** BEGIN **

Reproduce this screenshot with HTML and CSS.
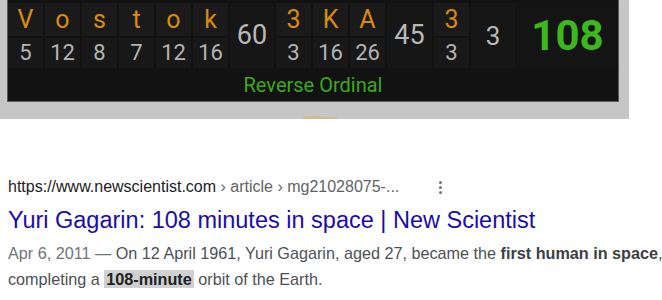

** END **
** BEGIN **

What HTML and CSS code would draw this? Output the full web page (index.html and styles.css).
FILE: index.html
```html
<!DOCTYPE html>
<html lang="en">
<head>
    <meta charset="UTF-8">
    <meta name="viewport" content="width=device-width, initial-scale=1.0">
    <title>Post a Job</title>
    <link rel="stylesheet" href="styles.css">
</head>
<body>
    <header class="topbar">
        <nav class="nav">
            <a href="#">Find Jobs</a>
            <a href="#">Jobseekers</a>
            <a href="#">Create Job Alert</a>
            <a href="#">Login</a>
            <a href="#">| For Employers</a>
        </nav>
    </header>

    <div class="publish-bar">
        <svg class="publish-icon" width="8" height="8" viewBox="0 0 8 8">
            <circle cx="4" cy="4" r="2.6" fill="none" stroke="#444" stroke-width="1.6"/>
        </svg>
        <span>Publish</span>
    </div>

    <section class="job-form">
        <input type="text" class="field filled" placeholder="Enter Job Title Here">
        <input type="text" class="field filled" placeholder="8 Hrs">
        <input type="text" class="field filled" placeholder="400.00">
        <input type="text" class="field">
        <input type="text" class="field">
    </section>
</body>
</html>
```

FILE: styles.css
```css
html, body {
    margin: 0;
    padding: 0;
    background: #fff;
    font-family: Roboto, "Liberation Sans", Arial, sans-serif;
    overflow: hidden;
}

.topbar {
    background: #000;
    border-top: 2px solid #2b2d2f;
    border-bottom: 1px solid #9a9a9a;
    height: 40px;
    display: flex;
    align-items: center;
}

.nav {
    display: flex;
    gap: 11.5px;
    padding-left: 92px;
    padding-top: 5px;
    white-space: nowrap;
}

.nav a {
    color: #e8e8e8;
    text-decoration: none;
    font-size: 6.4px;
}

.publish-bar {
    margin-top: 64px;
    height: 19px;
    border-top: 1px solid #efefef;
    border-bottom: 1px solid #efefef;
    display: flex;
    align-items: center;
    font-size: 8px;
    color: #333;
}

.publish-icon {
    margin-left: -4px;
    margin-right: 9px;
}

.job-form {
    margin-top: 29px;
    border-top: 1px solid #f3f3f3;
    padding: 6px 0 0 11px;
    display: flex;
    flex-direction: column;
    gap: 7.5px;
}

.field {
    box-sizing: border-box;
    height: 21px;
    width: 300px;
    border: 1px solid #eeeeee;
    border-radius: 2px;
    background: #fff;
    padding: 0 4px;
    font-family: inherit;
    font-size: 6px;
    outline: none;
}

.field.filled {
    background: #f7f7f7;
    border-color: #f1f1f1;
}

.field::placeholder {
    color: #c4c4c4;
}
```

** END **
** BEGIN **

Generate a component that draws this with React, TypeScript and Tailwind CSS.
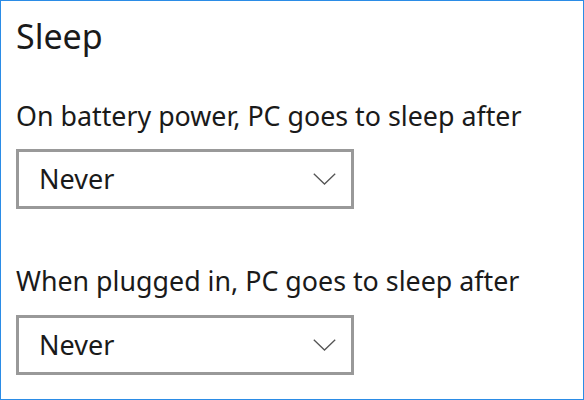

** END **

BRIEF - From the listing above, pick out each line where the word "index" appears.

RESULT FOR THIS EXERCISE -
What HTML and CSS code would draw this? Output the full web page (index.html and styles.css).
FILE: index.html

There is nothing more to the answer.